The impact of those numbers drew local employers to Vanderbilt University Medical Center last week for the Corporate Relations Forum, sponsored by Vanderbilt Corporate Relations Program. The program has established relationships with 62 key employers in Davidson County and surrounding areas.

Five experts from VUMC formed a panel to discuss “Obesity Epidemic: Cause, Effect, Solutions.” They addressed trends and challenges surrounding weight gain and provided corporate partners with ideas to take back to the workplace.

Jill Austin, MBA, assistant vice chancellor for Strategic Marketing and chief marketing officer for VUMC, served as moderator and opened the discussion by noting that $73 billion a year in productivity is lost from obese workers, and spending averages about $16,000 more a year for a morbidly obese person than those who maintain a normal weight.

“We got here because we engineered activity out of our lives and food is pervasive. We've made it too easy for ourselves to put on the pounds,” said Joan Randall, MPH, administrative director of the Vanderbilt Institute for Obesity & Metabolism.

Jamie Pope, R.D., instructor of Nutrition at Vanderbilt University School of Nursing, said that Americans consume the most calories per capita of anywhere in the world and are eating 200-500 more calories per day than 20 years ago.

“One reason for that is portion distortion,” she said. “Our concept of a normal portion has dramatically increased. We're also consuming foods with higher energy or caloric density, like fast food meals. Liquid calories are also an issue, particularly with children, because they don't often turn off your hunger and contain very little nutritional value.”

More than 600 children have been seen in the Pediatric Weight Management Clinic at the Monroe Carell Jr. Children's Hospital at Vanderbilt, directed by Gregory Plemmons, M.D. He said the younger a patient is treated for obesity, the better the results.

“We know that overweight toddlers have about a 20 percent chance of staying overweight. By the time they are in school, it's about 50-50. By the time they are in high school, they have an 80 percent chance of staying overweight,” Plemmons said.

“We think that the obesity levels [in children] may be plateauing, but we haven't even begun to see the tsunami of health care costs that will come from this generation when they reach their 20s and 30s. Conservative estimates show that of children born in 2000, approximately one out of three or four will have Type 2 diabetes by the time they're 30.”

Kevin Niswender, M.D., Ph.D., assistant professor of Diabetes, Endocrinology & Metabolism, discussed clinical options for treating overweight and obese adult patients. Although there are a few medications available, he said, “there is no magic bullet.”

Niswender said that research is indicating that obesity is a strongly genetically programmed disorder, but there is no one gene that dictates a person's weight.

“The way we think it works is that there are a lot of different genes that program how these metabolic circuits work that are very susceptible to our environment. It's the accumulated effects of somewhere between 15 and 30 genes,” he said.

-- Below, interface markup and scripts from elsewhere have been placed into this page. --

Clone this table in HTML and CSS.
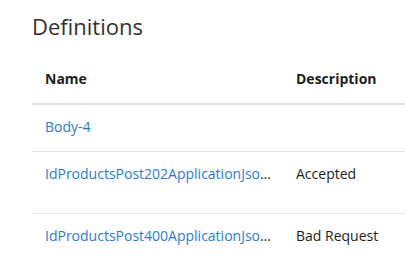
FILE: index.html
```html
<!DOCTYPE html>
<html lang="en">
<head>
  <meta charset="UTF-8" />
  <title>Definitions</title>
  <link rel="stylesheet" href="styles.css">
</head>
<body>
  <div class="page">
    <h2 class="page-title">Definitions</h2>

    <table class="def-table">
      <thead>
        <tr>
          <th class="col-name">Name</th>
          <th class="col-desc">Description</th>
        </tr>
      </thead>
      <tbody>
        <tr>
          <td class="col-name"><a href="#">Body-4</a></td>
          <td class="col-desc"></td>
        </tr>
        <tr class="tall">
          <td class="col-name"><a href="#">IdProductsPost202ApplicationJsonResponse</a></td>
          <td class="col-desc">Accepted</td>
        </tr>
        <tr class="tall">
          <td class="col-name"><a href="#">IdProductsPost400ApplicationJsonResponse</a></td>
          <td class="col-desc">Bad Request</td>
        </tr>
      </tbody>
    </table>
  </div>
</body>
</html>
```

FILE: styles.css
```css
body {
  font-family: 'Open Sans', sans-serif;
  background-color: #fff;
  color: #201f1e;
  margin: 0;
  padding: 0;
  overflow: hidden;
}

.page {
  padding: 10px 0 0 32px;
}

.page-title {
  font-size: 22px;
  font-weight: 400;
  line-height: 32px;
  margin: 0 0 17px 0;
  color: #323130;
}

.def-table {
  border-collapse: collapse;
  table-layout: fixed;
  width: 373px;
  font-size: 14px;
}

.def-table th {
  text-align: left;
  font-weight: 700;
  padding: 10px 13px 14px 13px;
  border-bottom: 2px solid #dfe2e6;
  line-height: 20px;
}

.def-table td {
  text-align: left;
  vertical-align: top;
  padding: 12px 13px 14px 13px;
  line-height: 20px;
  border-bottom: 1px solid #e6e6e6;
}

.def-table tr.tall td {
  padding-bottom: 29px;
}

.def-table .col-name {
  width: 232px;
  padding-right: 6px;
  white-space: nowrap;
  overflow: hidden;
  text-overflow: ellipsis;
}

.def-table a {
  color: #2b7bd4;
  text-decoration: none;
}
```
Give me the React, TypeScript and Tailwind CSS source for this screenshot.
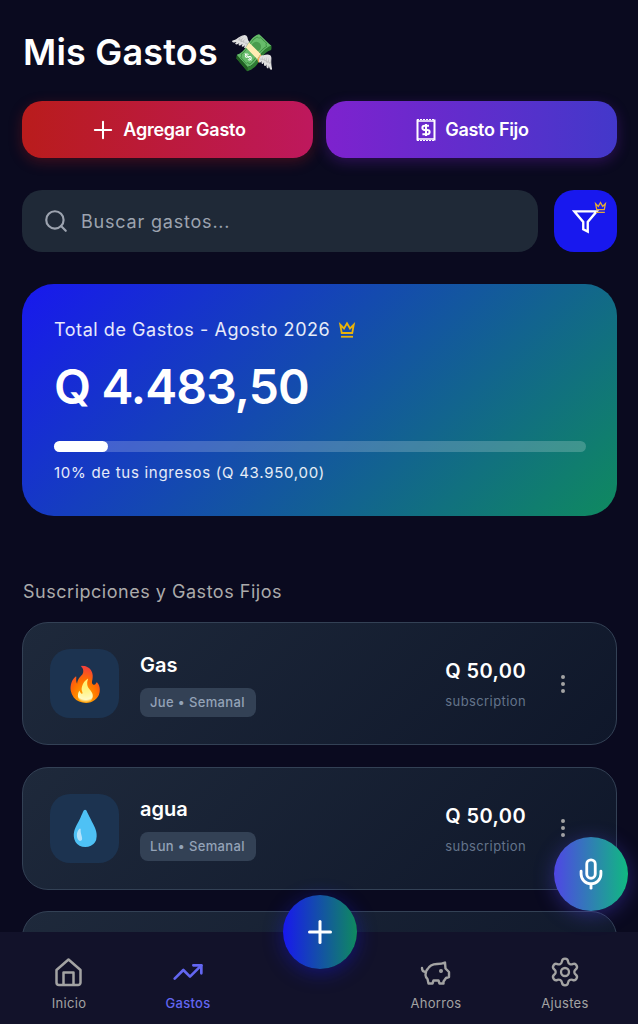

For the morbidly obese (those with a body mass index over 40), the only treatment that has been proven effective at long-term weight loss is bariatric surgery, said Ronald Clements, M.D., professor of Surgery and director of the Vanderbilt Center for Surgical Weight Loss.

“A good candidate has to be physiologically fit and able to undergo an operation, be well-informed and understand the lifestyle changes we're asking them to make, and psychologically able to adapt to these changes,” he said.

Randall closed with advice for employers to promote a healthy work environment for employees.

“Look at the ages of your employees. Look at the choices they make. Could you have a walking meeting or give employees walking desks? Do you give employees time to be active on the job site? What is in the vending machines and cafeteria?” she said.

“There are many things you can do to create a culture of wellness in a workplace, and the more that employees see it is driven by the highest level, the stronger the culture.”